** Start Data provided **

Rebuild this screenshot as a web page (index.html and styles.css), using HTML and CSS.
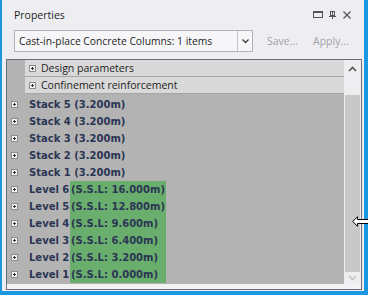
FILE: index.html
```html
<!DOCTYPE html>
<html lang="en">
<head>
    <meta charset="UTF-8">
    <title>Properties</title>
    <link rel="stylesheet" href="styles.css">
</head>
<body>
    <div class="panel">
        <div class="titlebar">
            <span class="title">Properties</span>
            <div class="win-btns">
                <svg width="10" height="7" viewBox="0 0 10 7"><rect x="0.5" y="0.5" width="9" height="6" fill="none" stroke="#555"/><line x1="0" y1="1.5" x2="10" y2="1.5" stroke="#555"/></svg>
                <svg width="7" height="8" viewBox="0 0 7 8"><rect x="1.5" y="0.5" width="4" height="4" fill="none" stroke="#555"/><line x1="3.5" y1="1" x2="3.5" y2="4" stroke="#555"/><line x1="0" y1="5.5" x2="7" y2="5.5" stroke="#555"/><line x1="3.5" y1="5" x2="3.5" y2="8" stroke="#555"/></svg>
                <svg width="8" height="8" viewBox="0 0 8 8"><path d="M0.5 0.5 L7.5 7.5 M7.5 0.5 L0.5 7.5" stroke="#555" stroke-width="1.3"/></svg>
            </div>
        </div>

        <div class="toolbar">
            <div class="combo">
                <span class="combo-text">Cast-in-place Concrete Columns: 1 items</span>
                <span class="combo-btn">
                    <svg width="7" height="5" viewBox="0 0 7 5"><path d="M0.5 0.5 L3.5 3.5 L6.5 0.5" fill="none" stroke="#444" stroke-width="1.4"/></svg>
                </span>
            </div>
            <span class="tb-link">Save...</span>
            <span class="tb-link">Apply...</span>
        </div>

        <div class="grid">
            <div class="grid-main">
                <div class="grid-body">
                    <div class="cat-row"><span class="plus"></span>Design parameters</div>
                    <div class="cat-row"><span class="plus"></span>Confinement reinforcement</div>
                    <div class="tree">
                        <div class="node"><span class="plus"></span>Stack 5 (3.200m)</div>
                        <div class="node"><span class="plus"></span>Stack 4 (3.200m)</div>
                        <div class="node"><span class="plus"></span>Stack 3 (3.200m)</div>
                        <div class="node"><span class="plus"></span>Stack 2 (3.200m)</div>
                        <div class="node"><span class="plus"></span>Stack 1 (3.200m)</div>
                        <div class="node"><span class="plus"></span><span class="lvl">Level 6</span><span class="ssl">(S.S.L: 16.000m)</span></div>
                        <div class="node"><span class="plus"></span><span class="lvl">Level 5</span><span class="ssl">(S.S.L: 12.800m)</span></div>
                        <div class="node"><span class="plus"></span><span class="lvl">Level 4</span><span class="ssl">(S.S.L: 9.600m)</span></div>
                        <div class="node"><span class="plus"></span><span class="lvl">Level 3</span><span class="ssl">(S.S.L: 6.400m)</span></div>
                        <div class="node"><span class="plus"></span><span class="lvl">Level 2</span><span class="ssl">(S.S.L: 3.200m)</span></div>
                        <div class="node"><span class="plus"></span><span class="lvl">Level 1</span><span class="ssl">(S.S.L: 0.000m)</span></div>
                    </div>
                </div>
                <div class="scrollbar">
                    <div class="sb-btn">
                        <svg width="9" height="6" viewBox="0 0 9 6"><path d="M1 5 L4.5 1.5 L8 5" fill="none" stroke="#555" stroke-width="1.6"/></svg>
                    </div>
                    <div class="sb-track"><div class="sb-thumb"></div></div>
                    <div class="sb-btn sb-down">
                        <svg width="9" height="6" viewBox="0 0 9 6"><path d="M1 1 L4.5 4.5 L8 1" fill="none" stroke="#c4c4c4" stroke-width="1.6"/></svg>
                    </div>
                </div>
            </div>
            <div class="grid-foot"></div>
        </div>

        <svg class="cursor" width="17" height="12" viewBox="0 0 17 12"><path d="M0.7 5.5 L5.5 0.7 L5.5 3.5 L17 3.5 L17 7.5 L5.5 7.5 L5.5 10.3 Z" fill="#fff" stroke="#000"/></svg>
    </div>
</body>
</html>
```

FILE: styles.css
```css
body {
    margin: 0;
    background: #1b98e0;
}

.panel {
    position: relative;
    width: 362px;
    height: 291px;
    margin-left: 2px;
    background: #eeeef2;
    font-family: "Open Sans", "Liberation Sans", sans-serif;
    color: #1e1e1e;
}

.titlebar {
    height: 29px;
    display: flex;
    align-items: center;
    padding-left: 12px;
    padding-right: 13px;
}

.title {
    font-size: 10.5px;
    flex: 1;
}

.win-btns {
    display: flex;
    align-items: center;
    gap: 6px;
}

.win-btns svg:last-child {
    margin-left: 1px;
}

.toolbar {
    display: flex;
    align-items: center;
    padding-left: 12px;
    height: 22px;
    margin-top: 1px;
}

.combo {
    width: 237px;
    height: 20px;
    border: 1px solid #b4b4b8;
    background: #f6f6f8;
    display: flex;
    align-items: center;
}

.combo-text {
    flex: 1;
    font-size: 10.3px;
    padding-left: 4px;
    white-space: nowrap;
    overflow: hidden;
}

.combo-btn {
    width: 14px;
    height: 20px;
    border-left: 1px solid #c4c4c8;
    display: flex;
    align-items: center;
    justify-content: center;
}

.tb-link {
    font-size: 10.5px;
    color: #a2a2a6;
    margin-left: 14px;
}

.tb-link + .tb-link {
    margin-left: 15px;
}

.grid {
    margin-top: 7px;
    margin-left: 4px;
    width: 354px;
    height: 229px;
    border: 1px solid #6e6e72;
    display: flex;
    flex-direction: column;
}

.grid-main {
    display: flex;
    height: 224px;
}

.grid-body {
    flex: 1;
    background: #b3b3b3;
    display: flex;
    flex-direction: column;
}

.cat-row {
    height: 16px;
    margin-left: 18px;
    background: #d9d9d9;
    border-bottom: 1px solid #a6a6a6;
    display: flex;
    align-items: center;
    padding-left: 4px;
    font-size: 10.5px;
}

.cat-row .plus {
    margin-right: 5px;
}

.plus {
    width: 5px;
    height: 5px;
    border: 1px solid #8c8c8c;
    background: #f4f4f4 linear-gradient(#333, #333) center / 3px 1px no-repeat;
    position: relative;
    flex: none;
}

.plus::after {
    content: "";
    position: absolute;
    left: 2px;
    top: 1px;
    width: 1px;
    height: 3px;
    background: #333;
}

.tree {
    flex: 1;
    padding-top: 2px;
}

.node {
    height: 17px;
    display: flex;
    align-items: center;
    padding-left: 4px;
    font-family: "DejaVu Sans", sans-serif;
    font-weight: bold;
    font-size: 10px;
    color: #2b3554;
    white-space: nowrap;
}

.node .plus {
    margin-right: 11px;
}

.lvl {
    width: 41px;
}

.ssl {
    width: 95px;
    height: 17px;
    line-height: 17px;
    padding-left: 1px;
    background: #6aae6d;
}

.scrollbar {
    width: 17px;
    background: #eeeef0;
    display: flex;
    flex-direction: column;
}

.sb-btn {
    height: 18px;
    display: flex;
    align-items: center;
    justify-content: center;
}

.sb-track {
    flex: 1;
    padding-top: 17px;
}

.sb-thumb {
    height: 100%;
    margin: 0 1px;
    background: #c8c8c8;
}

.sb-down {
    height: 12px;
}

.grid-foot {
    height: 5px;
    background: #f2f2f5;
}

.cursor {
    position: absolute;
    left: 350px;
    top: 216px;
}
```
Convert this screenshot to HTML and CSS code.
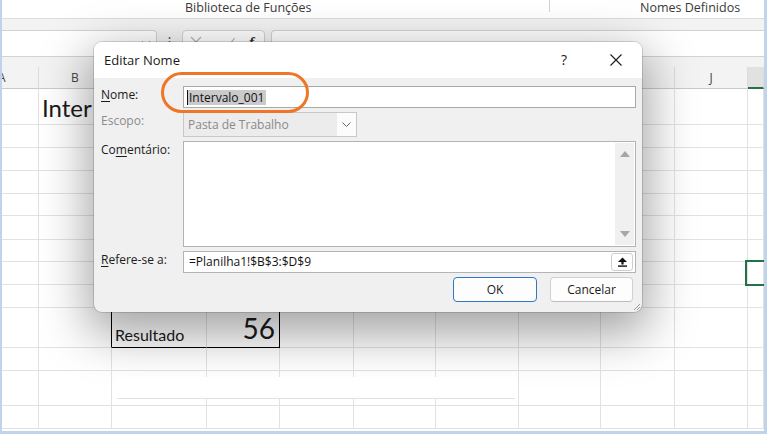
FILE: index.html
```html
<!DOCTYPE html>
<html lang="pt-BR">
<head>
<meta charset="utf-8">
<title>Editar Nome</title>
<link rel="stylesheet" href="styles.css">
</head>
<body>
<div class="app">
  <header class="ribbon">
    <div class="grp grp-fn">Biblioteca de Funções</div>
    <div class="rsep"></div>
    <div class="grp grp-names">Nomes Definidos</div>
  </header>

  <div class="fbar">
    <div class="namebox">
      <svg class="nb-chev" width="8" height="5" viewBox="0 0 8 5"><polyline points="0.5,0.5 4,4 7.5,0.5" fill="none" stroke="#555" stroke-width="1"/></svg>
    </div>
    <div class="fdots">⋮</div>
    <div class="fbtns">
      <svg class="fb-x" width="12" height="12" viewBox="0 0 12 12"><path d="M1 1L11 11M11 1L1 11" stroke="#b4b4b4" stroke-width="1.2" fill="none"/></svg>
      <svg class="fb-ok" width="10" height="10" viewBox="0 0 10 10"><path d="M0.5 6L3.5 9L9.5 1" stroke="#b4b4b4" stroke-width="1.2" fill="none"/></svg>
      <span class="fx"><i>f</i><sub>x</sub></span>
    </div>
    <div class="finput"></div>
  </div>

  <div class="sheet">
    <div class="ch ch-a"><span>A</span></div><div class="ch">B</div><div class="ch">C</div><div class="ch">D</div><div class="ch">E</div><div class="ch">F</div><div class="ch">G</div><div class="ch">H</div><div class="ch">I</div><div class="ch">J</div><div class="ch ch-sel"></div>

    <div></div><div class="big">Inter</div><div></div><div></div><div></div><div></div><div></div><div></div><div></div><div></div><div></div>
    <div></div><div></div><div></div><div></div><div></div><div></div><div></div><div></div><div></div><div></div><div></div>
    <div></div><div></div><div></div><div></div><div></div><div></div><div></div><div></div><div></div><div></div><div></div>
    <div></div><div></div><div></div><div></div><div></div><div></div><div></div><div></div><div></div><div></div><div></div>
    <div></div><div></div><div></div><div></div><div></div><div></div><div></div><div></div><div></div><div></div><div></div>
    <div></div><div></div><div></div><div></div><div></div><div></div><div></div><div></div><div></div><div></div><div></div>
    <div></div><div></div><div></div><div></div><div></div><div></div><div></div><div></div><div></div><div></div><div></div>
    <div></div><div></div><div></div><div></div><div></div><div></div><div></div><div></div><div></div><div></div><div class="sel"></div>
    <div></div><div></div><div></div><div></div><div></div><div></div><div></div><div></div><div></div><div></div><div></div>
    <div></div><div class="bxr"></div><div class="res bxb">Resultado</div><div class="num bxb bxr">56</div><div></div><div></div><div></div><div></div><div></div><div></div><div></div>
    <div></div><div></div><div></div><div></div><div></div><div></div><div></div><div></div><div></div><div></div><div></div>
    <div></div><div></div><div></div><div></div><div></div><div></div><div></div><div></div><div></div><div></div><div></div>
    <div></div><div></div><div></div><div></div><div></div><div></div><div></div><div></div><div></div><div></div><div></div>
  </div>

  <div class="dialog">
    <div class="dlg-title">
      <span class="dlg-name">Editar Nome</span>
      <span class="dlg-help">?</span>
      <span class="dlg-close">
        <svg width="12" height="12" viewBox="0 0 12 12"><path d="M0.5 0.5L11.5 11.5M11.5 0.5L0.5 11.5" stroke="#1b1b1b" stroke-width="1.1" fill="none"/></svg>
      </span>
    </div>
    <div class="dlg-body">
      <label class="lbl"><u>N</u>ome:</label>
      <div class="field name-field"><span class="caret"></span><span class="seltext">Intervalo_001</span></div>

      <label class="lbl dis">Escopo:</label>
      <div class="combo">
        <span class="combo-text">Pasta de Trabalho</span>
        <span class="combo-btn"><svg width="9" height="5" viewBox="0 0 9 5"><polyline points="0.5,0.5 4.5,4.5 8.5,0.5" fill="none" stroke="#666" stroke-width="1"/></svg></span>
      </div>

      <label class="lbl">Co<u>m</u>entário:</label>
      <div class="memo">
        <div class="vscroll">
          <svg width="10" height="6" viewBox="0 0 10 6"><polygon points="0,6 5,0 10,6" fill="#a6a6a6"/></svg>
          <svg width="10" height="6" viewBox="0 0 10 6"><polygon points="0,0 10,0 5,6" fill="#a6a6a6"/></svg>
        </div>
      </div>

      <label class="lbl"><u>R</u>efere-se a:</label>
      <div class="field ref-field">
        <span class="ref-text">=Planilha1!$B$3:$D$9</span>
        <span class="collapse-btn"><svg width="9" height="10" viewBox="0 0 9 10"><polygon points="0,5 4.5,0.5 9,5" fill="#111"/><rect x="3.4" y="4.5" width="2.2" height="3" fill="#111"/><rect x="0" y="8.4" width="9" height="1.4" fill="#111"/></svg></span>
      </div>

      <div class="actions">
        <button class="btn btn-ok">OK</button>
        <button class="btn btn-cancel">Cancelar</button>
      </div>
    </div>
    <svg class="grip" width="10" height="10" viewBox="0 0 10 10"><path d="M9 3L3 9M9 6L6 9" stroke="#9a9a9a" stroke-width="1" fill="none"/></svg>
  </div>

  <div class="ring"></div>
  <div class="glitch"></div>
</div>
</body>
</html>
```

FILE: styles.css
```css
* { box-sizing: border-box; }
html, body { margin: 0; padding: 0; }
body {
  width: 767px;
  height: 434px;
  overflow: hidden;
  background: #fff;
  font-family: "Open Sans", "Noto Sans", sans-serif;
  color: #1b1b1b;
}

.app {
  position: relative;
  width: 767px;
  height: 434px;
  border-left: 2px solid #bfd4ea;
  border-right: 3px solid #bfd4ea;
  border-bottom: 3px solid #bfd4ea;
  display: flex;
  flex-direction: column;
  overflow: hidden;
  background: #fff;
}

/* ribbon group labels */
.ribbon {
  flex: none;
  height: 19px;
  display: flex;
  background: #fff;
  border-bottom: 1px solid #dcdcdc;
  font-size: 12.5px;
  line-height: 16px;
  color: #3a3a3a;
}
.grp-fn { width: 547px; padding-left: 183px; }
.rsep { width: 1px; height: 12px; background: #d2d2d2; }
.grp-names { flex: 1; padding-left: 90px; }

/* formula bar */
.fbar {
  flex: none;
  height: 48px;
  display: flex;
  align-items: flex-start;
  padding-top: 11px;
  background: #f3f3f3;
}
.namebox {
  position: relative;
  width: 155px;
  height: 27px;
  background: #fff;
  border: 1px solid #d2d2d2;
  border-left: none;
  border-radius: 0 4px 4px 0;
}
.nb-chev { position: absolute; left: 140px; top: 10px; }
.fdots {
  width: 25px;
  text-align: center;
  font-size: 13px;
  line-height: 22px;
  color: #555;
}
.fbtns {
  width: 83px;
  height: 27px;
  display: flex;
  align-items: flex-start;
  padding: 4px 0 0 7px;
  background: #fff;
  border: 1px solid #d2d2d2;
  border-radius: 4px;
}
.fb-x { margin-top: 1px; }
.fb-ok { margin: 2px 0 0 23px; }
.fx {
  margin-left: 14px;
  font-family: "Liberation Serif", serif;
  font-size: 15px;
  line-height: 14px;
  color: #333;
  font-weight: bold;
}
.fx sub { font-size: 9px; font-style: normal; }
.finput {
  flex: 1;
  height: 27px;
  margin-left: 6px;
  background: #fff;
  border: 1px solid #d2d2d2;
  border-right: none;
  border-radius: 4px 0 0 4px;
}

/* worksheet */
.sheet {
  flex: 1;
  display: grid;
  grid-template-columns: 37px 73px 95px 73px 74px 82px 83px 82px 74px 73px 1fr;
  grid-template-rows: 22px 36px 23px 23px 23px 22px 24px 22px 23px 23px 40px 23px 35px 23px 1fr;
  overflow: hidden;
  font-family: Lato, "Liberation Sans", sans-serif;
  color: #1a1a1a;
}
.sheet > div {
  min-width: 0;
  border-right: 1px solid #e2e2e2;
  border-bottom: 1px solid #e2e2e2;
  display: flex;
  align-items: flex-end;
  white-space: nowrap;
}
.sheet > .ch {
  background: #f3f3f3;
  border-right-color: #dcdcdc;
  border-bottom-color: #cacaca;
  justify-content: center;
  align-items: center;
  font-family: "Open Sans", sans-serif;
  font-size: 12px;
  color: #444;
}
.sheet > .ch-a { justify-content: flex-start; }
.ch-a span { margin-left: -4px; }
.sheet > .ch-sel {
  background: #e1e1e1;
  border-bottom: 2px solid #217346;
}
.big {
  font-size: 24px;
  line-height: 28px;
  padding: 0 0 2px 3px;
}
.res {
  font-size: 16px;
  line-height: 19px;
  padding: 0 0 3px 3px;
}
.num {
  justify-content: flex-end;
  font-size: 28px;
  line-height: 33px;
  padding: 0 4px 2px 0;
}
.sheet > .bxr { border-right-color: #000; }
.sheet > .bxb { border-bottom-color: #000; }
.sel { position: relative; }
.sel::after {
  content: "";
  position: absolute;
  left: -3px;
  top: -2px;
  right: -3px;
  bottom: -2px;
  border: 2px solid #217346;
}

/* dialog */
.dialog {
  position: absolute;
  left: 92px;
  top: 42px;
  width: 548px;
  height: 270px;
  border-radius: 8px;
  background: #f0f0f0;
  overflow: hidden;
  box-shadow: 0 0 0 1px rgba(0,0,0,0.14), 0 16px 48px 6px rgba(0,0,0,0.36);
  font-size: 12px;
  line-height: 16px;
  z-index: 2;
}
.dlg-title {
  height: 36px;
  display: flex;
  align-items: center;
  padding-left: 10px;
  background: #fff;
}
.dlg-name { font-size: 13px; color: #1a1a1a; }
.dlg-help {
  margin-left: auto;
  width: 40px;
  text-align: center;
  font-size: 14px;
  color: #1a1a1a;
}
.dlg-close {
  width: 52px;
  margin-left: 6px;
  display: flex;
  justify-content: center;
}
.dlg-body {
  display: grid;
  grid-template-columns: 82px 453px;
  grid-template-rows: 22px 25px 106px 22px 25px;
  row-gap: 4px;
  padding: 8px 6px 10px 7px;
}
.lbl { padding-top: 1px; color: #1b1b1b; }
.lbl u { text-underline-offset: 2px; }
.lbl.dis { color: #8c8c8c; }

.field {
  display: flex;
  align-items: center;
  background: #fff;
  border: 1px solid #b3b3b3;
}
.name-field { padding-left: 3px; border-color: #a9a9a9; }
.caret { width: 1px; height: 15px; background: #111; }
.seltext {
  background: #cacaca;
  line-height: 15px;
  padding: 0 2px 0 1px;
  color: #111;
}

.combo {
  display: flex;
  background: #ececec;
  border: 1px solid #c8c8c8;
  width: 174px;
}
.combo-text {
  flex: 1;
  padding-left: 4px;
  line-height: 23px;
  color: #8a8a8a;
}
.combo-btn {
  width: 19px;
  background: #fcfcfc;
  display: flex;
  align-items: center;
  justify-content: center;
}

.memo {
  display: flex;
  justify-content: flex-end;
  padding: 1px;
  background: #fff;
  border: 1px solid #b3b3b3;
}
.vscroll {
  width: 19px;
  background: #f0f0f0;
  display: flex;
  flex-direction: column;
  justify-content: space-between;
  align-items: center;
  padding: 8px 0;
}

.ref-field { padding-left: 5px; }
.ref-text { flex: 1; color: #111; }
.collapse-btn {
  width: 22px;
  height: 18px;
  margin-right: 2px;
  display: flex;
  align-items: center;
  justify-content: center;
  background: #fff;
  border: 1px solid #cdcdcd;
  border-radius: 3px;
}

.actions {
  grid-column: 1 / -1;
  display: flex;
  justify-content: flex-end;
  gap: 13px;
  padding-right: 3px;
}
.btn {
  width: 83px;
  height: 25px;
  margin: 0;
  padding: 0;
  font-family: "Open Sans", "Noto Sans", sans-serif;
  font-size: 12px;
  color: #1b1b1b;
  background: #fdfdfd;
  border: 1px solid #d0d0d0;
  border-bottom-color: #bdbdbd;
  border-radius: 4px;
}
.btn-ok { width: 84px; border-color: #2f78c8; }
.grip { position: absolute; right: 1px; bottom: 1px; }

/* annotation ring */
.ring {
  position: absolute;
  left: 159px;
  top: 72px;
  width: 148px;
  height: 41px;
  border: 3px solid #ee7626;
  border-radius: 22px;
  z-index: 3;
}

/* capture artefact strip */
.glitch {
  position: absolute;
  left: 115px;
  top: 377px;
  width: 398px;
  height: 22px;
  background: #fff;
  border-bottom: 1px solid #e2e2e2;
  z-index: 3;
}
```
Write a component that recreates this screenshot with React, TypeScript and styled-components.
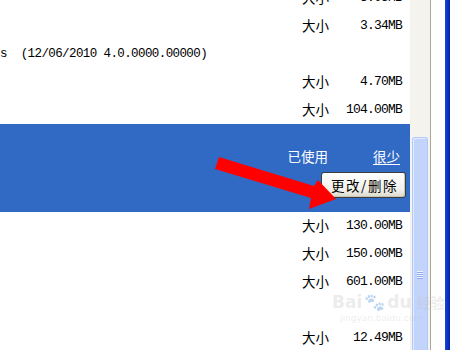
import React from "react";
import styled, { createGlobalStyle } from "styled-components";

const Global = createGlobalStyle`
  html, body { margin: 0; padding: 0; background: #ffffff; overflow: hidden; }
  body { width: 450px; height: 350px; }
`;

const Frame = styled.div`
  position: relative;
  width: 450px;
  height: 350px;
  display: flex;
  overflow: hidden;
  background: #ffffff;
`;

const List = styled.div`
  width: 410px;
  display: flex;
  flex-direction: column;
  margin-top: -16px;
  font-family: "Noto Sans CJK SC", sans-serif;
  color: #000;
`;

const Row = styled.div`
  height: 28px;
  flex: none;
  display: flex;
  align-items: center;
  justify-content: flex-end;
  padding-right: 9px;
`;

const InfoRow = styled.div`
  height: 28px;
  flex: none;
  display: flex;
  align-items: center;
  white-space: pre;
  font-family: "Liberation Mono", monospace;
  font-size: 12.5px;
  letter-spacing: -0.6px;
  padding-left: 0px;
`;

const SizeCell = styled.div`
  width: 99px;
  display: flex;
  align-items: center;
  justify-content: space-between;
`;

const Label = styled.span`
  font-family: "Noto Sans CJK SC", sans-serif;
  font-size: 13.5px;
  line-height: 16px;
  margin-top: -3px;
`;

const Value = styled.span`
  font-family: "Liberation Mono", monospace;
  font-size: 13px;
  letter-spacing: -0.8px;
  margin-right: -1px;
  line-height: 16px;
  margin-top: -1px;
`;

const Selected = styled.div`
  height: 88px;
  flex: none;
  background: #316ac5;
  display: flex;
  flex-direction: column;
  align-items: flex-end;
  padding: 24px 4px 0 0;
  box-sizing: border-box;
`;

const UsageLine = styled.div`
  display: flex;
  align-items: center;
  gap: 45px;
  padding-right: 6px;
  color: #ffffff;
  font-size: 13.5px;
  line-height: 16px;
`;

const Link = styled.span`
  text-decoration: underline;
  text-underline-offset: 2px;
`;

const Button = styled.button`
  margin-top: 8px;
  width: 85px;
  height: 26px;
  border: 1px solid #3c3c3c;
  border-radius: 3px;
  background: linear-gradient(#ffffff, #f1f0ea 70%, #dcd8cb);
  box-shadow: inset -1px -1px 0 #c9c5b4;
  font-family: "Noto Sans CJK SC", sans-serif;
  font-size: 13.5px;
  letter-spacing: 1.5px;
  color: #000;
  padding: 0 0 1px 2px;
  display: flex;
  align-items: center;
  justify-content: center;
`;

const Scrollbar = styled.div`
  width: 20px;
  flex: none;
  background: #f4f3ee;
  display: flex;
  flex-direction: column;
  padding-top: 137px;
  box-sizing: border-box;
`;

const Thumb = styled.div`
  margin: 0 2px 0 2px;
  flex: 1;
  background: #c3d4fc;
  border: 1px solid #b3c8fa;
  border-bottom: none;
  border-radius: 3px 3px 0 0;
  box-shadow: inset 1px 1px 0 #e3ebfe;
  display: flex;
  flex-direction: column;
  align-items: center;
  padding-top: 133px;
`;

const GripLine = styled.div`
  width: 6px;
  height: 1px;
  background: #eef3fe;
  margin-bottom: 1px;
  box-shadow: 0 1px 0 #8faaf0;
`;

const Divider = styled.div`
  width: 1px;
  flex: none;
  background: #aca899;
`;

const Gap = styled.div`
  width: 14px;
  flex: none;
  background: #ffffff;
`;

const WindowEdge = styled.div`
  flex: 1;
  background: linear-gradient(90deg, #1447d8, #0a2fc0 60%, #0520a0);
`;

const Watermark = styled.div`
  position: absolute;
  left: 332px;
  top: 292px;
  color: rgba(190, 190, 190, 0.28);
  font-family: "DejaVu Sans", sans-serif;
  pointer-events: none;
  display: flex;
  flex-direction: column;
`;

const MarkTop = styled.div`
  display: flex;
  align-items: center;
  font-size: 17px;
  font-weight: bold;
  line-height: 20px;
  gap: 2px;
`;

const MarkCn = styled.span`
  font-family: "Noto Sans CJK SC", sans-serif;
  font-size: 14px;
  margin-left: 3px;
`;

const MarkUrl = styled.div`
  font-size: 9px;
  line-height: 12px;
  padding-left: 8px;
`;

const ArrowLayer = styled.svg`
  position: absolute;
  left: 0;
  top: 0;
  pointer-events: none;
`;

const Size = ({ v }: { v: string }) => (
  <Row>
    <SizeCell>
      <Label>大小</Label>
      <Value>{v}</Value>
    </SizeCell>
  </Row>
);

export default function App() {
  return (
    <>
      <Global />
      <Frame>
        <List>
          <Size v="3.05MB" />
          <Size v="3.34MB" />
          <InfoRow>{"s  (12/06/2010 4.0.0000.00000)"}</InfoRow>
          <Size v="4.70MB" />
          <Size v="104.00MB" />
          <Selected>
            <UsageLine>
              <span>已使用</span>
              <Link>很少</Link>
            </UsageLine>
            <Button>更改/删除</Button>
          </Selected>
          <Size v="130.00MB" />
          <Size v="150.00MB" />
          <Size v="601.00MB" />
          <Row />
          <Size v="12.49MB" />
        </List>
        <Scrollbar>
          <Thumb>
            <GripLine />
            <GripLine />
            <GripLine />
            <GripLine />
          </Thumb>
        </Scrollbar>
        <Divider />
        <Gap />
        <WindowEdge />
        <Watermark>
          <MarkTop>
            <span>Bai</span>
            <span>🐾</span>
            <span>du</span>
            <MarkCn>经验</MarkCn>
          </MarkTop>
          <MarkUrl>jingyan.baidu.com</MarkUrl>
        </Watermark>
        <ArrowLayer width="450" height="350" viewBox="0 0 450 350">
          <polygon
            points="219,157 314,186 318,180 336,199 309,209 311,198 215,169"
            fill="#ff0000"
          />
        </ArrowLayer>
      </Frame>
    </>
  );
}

** End Data provided **

| Problem to work on |
Reply with one number: the count of lines in the entries that include the word "components".

| Output of the task |
2